Identification of lethal mutations in yeast threonyl-tRNA synthetase which reveals critical residues in its human homolog [Enzymology]

November 21st, 2014 by Ruan, Z.-R., Fang, Z.-P., Ye, Q., Lei, H.-Y., Eriani, G., Zhou, X.-L., Wang, E.-D.

Aminoacyl-tRNA synthetases (aaRSs) are a group of ancient enzymes catalyzing aminoacylation and editing reactions for protein biosynthesis. Increasing evidence suggests that these critical enzymes are often associated with mammalian disorders. Therefore, complete determination of the enzymes functions is essential for informed diagnosis and treatment.

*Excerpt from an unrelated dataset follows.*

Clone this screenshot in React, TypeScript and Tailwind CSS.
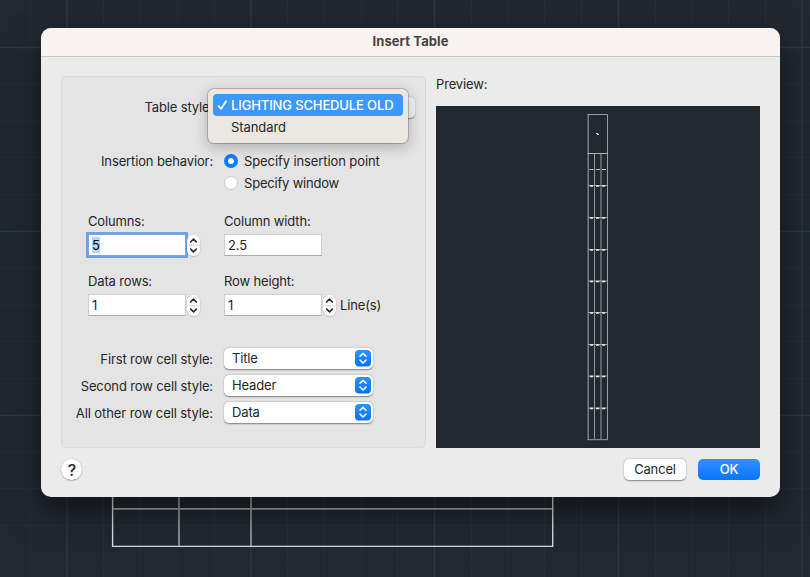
const minorX = [30.5, 103.5, 140.5, 177.5, 214.5, 287.5, 324.5, 361.5, 397.5, 471.5, 508.5, 544.5, 581.5, 655.5, 691.5, 728.5, 765.5]
const majorX = [67, 251, 434.5, 618.5, 802]
const minorY = [11, 84.5, 121.5, 157.5, 194.5, 268.5, 305.5, 341.5, 378.5, 451.5, 488.5, 525.5, 562]
const majorY = [47.5, 231.5, 415.5]

const previewRows = [185.5, 217.5, 249.5, 281, 312.5, 344.5, 376, 408]

const cellStyles = [
  { label: "First row cell style:", value: "Title", tracking: "tracking-[-0.12px]" },
  { label: "Second row cell style:", value: "Header", tracking: "tracking-[-0.13px]" },
  { label: "All other row cell style:", value: "Data", tracking: "tracking-[-0.09px]" },
]

function DrawingCanvas() {
  return (
    <svg className="absolute inset-0" width="810" height="577" fill="none">
      <g stroke="#272d38">
        {minorX.map((x) => (
          <path key={x} d={`M${x} 0V577`} />
        ))}
        {minorY.map((y) => (
          <path key={y} d={`M0 ${y}H810`} />
        ))}
      </g>
      <g stroke="#2f3746" strokeWidth="1.3">
        {majorX.map((x) => (
          <path key={x} d={`M${x} 0V577`} />
        ))}
        {majorY.map((y) => (
          <path key={y} d={`M0 ${y}H810`} />
        ))}
      </g>
    </svg>
  )
}

// Table already placed in the drawing, mostly hidden by the dialog
function PlacedTable() {
  return (
    <svg className="absolute inset-0" width="810" height="577" fill="none">
      <path d="M179 490V546M251 490V546" stroke="#929398" strokeWidth="1.8" />
      <path d="M112 508.8H553" stroke="#a2a3a6" strokeWidth="1.7" />
      <path d="M112.6 490V546.4H552.7V490" stroke="#d8d9db" strokeWidth="1.4" />
    </svg>
  )
}

function TablePreview() {
  return (
    <svg className="block bg-[#212830]" width="324" height="342" viewBox="436 106 324 342" fill="none">
      <path d="M588.2 114V440" stroke="#7c7f84" strokeWidth="1.5" />
      <path d="M587.5 114.5H607.5V439.7H587.5" stroke="#9a9ca0" />
      <path d="M587.5 153.5H607.5" stroke="#b0b2b5" />
      <path d="M594.5 154V439" stroke="#95989c" />
      <path d="M601 154V439" stroke="#6e7177" strokeWidth="1.6" />
      <path d="M596.3 133.5h2M597 134.5h2" stroke="#e6e7e8" />
      <path d="M589.5 169.5h4M595.8 169.5h4M602 169.5h4" stroke="#e0e1e2" strokeDasharray="1.8 0.3" />
      {previewRows.map((y) => (
        <g key={y}>
          <path d={`M588 ${y}H608`} stroke="#9fa1a4" />
          <path d={`M590 ${y + 0.5}h3M596 ${y + 0.5}h3.2M602.2 ${y + 0.5}h3`} stroke="#eeeff0" strokeWidth="1.3" />
        </g>
      ))}
    </svg>
  )
}

function Stepper() {
  return (
    <div className="ml-px h-[21px] w-[13px] rounded-[6px] bg-white shadow-[0_0.5px_1.5px_rgba(0,0,0,0.3)]">
      <svg width="13" height="21" fill="none">
        <path d="M0 10.5H13" stroke="#e2e2e2" />
        <path d="M3.7 6.8L6.5 4.2L9.3 6.8M3.7 14.2L6.5 16.8L9.3 14.2" stroke="#2e2e2e" strokeWidth="1.7" strokeLinecap="round" strokeLinejoin="round" />
      </svg>
    </div>
  )
}

function TextField({ value, focused }: { value: string; focused?: boolean }) {
  return (
    <div
      className={`flex h-[22px] w-[98px] items-center border bg-white pl-[3px] ${
        focused
          ? "border-[#75a6e5] shadow-[0_0_0_2px_#6f9fe6]"
          : "border-[#cfcfcf] border-b-[#a9a9a9]"
      }`}
    >
      <span className={focused ? "bg-[#b3d7ff] leading-4 text-black" : "leading-4"}>{value}</span>
    </div>
  )
}

function PopupButton({ value }: { value: string }) {
  return (
    <div className="flex h-[21px] w-[149px] items-center justify-between rounded-[5px] bg-white pr-[2px] pl-2 shadow-[0_0.5px_1.5px_rgba(0,0,0,0.45)]">
      <span className="pb-px">{value}</span>
      <svg width="16" height="17" fill="none">
        <defs>
          <linearGradient id="popup" x1="0" y1="0" x2="0" y2="1">
            <stop stopColor="#2f91ff" />
            <stop offset="1" stopColor="#0375fb" />
          </linearGradient>
        </defs>
        <rect width="16" height="16.5" rx="4" fill="url(#popup)" />
        <path d="M5 6.3L8 3.4L11 6.3M5 10.1L8 13L11 10.1" stroke="white" strokeWidth="1.5" strokeLinecap="round" strokeLinejoin="round" />
      </svg>
    </div>
  )
}

function TableStyleMenu() {
  return (
    <div className="absolute -top-[7px] left-[146px] h-[54px] w-[200px] rounded-[6px] bg-[#ebe8e3] p-[5px] shadow-[0_0_0_1px_rgba(0,0,0,0.2),0_4px_14px_rgba(0,0,0,0.25)]">
      <div className="flex h-[22px] w-[190px] items-center rounded-[4px] bg-[#3b99fe] text-white">
        <svg className="mr-[3px] ml-1" width="11" height="12" fill="none">
          <path d="M1.6 7L4.2 9.8L9 2.2" stroke="white" strokeWidth="1.7" strokeLinecap="round" strokeLinejoin="round" />
        </svg>
        <span className="font-medium tracking-[-0.13px] whitespace-nowrap">LIGHTING SCHEDULE OLD</span>
      </div>
      <div className="flex h-[22px] items-center pl-[18px] tracking-[-0.08px]">Standard</div>
    </div>
  )
}

function SettingsPanel() {
  return (
    <div className="h-[372px] w-[365px] rounded-[5px] border border-[#d9d9d9] bg-[#e4e4e4] pt-[19px]">
      <div className="relative flex h-[22px] items-center">
        <div className="w-[151px] text-right">Table style:</div>
        <div className="ml-[11px] h-[21px] w-[191px] rounded-[5px] bg-[#f3f3f3] shadow-[0_0.5px_1.5px_rgba(0,0,0,0.4)]" />
        <TableStyleMenu />
      </div>

      <div className="mt-8 flex h-[22px] items-center">
        <div className="w-[151px] text-right tracking-[-0.13px]">Insertion behavior:</div>
        <div className="mr-[6px] ml-[11px] flex h-[14px] w-[14px] items-center justify-center rounded-full bg-[#0a7aff]">
          <div className="h-[6px] w-[6px] rounded-full bg-white" />
        </div>
        <span className="tracking-[-0.1px]">Specify insertion point</span>
      </div>
      <div className="flex h-[22px] items-center pl-[162px]">
        <div className="mr-[6px] h-[14px] w-[14px] rounded-full border border-[#c9c9c9] bg-white" />
        <span className="tracking-[-0.2px]">Specify window</span>
      </div>

      <div className="mt-[17px] flex pl-[26px]">
        <div className="w-[136px]">
          <div className="h-[23px] leading-5">Columns:</div>
          <div className="flex items-center">
            <TextField value="5" focused />
            <Stepper />
          </div>
        </div>
        <div>
          <div className="h-[23px] leading-5">Column width:</div>
          <TextField value="2.5" />
        </div>
      </div>

      <div className="mt-[15px] flex pl-[26px]">
        <div className="w-[136px]">
          <div className="h-[23px] leading-5">Data rows:</div>
          <div className="flex items-center">
            <TextField value="1" />
            <Stepper />
          </div>
        </div>
        <div>
          <div className="h-[23px] leading-5">Row height:</div>
          <div className="flex items-center">
            <TextField value="1" />
            <Stepper />
            <span className="ml-1">Line(s)</span>
          </div>
        </div>
      </div>

      <div className="mt-8 flex flex-col gap-[6px]">
        {cellStyles.map((row) => (
          <div key={row.label} className="flex h-[21px] items-center">
            <div className={`w-[151px] text-right ${row.tracking}`}>{row.label}</div>
            <div className="ml-[11px]">
              <PopupButton value={row.value} />
            </div>
          </div>
        ))}
      </div>
    </div>
  )
}

export default function App() {
  return (
    <div className="relative h-[577px] w-[810px] overflow-hidden bg-[#212830] pt-7 pl-[41px] font-['Inter',sans-serif] text-[13px] leading-4 tracking-[-0.15px] text-[#262626]">
      <DrawingCanvas />
      <PlacedTable />

      <div className="relative h-[469px] w-[739px] rounded-[10px] bg-[#ebebeb] shadow-[0_14px_34px_rgba(0,0,0,0.5)]">
        <div className="flex h-[29px] items-center justify-center rounded-t-[10px] border-b border-[#c8c6c5] bg-[#f8f3f0] pb-[2px] font-bold tracking-[0.1px] text-[#444]">
          Insert Table
        </div>

        <div className="flex gap-[10px] pt-[19px] pl-5">
          <SettingsPanel />
          <div>
            <div className="h-[30px]">Preview:</div>
            <TablePreview />
          </div>
        </div>

        <div className="flex items-center px-5 pt-[11px]">
          <div className="flex h-[21px] w-[21px] items-center justify-center rounded-full bg-white pl-px text-[16px] font-medium shadow-[0_0.5px_1.5px_rgba(0,0,0,0.45)]">
            ?
          </div>
          <div className="ml-auto flex h-[21px] w-[62px] items-center justify-center rounded-[5px] bg-white pb-[2px] shadow-[0_0.5px_1.5px_rgba(0,0,0,0.45)]">
            Cancel
          </div>
          <div className="ml-3 flex h-[21px] w-[62px] items-center justify-center rounded-[5px] bg-gradient-to-b from-[#2f91ff] to-[#0375fb] pb-[2px] font-medium text-white">
            OK
          </div>
        </div>
      </div>
    </div>
  )
}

Here, we show that a yeast knockout strain for the threonyl-tRNA synthetase (ThrRS) gene is an excellent platform for such an investigation. Saccharomyces cerevisiae ThrRS (ScThrRS) has a unique modular structure containing four structural domains and a eukaryotic-specific N-terminal extension. Using randomly mutated libraries of the ThrRS gene (thrS) and a genetic screen, a set of loss-of-function mutants were identified. The mutations affected the synthetic and editing activities and influenced the dimer interface. The results also highlighted the role of the N-terminal extension for enzymatic activity and protein stability. To gain insights into the pathological mechanisms induced by mutated aaRSs, we systematically introduced the loss-of-function mutations into the human cytoplasmic ThrRS gene. All mutations induced similar detrimental effects, showing that the yeast model could be used to study pathology-associated point mutations in mammalian aaRSs.